◆ Goal:
Each line that includes the word "index" counts once; give the total and nothing more.
** begin Dataset entries **
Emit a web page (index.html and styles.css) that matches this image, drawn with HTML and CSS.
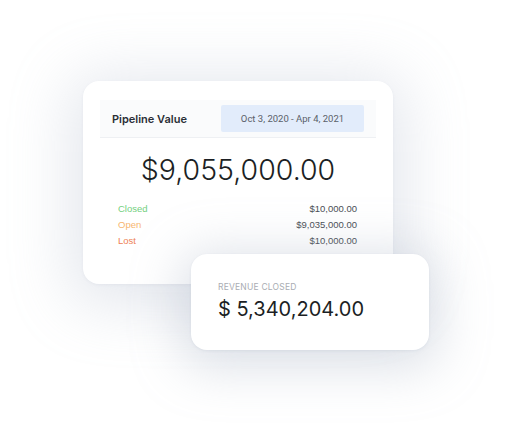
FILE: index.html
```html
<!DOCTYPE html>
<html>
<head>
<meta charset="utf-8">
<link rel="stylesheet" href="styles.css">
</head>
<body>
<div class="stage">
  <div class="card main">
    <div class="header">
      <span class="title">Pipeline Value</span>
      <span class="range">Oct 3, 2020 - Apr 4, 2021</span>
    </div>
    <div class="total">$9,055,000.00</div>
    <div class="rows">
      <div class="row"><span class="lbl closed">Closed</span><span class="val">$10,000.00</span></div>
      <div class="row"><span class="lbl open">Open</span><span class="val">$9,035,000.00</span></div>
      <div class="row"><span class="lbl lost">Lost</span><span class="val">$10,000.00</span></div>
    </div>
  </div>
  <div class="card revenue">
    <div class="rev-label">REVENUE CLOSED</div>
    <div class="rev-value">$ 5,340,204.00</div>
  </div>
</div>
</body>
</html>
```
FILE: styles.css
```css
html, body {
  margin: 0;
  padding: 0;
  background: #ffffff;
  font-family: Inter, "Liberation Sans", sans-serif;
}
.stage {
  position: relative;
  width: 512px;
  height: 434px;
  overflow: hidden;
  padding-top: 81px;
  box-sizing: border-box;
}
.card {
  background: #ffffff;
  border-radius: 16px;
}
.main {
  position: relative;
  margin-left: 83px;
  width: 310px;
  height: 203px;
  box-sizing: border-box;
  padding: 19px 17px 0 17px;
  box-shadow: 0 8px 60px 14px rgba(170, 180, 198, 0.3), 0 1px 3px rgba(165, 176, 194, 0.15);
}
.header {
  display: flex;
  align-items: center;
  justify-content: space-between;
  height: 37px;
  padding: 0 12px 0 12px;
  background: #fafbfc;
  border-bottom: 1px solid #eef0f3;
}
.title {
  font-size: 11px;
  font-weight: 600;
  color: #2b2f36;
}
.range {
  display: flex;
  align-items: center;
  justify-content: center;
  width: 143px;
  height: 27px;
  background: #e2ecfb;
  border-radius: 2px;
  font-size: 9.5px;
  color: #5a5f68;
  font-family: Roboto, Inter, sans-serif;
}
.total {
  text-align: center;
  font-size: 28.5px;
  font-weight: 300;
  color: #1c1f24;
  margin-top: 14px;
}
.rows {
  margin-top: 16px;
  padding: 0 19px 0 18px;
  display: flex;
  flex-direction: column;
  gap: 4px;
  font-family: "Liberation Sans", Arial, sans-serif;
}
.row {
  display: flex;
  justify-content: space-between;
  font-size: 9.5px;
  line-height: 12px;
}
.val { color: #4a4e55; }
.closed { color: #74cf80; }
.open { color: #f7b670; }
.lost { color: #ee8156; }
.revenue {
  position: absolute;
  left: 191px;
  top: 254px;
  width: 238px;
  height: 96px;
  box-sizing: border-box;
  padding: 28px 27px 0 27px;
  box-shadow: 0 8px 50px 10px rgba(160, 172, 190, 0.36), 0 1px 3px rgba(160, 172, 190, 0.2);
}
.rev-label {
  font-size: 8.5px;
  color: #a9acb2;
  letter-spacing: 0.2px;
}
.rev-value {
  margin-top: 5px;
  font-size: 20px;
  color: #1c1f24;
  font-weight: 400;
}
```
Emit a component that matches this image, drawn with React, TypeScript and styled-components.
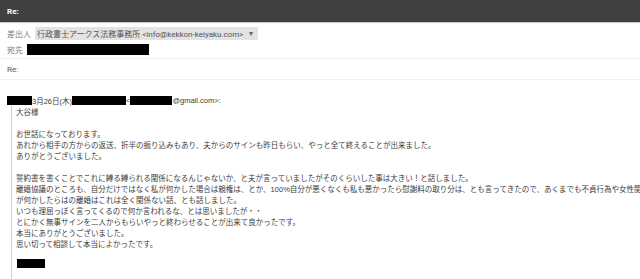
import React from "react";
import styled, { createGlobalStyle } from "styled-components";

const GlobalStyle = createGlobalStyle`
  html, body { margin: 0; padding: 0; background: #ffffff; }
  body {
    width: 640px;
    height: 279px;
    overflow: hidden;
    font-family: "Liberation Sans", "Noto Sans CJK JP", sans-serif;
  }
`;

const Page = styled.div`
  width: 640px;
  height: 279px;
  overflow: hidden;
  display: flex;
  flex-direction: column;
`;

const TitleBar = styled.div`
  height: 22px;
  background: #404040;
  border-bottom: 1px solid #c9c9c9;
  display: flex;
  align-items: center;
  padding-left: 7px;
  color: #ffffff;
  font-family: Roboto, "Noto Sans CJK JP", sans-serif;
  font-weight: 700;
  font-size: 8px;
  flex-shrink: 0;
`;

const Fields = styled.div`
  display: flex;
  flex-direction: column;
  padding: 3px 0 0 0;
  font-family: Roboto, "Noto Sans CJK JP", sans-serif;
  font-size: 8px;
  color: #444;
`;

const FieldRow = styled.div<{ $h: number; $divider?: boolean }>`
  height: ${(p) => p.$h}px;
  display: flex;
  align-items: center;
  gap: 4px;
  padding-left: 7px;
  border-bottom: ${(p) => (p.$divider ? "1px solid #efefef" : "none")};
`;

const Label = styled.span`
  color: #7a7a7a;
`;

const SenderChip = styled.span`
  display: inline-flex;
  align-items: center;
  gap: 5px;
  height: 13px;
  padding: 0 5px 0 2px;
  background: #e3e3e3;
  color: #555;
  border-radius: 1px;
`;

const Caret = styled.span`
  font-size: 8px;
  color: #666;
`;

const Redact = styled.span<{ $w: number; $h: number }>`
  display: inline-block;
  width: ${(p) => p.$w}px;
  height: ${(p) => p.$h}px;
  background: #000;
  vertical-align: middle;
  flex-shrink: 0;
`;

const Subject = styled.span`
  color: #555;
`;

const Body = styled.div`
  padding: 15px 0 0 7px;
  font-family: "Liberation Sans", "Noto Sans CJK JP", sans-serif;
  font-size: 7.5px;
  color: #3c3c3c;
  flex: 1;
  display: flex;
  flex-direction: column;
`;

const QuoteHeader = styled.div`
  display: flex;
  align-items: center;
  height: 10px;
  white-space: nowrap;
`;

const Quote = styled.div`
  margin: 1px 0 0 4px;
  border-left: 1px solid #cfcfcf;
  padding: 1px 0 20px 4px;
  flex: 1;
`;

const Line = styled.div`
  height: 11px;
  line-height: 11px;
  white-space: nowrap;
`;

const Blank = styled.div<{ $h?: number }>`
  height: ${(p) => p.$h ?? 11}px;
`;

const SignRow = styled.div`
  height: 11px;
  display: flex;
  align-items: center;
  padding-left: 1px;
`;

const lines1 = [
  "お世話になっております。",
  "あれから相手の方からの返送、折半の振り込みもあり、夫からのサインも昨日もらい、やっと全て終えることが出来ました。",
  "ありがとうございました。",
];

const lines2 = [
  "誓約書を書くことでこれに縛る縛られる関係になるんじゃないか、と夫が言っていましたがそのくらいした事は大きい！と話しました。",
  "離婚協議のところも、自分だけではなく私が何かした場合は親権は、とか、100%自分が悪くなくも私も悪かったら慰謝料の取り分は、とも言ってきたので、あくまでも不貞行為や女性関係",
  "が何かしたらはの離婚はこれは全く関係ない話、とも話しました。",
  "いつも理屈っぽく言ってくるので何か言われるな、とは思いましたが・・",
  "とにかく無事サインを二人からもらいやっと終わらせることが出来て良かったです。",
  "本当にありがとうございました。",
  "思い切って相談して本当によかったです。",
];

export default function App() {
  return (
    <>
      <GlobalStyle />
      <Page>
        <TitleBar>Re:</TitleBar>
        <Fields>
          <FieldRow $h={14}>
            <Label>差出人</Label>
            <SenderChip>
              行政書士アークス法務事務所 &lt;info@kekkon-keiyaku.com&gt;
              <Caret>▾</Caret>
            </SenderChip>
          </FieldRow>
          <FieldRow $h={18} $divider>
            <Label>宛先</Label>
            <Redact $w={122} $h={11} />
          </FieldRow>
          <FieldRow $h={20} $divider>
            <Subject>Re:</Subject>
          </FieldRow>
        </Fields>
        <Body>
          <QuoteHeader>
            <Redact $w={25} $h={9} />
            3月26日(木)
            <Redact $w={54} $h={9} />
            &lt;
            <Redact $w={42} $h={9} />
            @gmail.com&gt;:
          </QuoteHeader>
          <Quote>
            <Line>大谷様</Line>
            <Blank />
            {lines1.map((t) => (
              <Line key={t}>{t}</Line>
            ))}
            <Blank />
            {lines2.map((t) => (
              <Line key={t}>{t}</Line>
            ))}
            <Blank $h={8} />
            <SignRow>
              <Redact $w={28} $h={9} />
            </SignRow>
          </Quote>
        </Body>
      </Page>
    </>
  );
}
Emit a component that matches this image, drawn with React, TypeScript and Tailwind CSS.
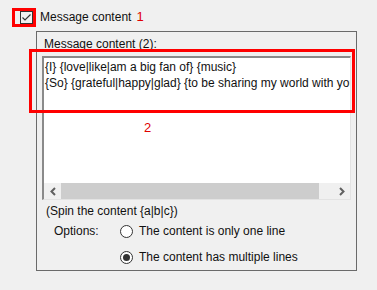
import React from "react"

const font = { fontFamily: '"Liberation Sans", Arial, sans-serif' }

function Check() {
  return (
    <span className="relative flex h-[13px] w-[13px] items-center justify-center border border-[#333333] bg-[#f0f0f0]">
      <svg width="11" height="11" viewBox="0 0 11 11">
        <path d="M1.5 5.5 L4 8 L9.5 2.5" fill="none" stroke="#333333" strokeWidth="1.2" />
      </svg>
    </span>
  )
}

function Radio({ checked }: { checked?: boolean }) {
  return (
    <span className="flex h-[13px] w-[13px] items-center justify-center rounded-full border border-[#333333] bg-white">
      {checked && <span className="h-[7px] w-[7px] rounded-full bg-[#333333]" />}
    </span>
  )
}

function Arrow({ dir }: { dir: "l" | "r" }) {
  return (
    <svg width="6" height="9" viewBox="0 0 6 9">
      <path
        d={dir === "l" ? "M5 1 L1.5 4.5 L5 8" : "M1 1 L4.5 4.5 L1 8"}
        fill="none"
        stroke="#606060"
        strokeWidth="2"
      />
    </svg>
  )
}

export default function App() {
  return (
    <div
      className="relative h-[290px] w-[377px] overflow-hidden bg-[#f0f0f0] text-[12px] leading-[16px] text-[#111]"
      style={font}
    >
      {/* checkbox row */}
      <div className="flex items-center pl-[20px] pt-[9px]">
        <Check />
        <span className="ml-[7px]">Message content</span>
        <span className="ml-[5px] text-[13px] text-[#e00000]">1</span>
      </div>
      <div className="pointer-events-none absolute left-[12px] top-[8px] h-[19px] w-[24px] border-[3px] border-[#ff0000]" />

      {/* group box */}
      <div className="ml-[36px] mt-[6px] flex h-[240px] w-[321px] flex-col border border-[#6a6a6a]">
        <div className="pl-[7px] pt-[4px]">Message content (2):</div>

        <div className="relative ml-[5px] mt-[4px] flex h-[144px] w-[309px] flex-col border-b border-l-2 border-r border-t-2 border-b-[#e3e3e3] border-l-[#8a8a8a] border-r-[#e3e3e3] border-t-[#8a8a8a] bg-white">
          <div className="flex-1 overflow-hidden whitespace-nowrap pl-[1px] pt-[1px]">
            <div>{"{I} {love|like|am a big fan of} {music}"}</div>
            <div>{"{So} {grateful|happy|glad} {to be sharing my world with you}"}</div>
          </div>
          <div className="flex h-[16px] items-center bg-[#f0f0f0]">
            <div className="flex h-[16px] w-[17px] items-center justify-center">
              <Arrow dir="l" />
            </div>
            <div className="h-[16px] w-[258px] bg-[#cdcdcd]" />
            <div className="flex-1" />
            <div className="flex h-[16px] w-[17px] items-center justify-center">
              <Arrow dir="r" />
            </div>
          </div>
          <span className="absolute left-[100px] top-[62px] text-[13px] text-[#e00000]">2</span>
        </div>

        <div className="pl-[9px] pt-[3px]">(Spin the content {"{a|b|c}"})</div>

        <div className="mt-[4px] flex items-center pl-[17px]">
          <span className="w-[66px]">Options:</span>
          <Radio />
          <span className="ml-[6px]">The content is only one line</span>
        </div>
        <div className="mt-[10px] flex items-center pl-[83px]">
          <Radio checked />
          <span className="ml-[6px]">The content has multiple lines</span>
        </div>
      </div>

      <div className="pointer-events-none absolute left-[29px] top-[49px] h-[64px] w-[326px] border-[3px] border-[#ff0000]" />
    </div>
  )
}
** end Dataset entries **
◆ Expected answer:
2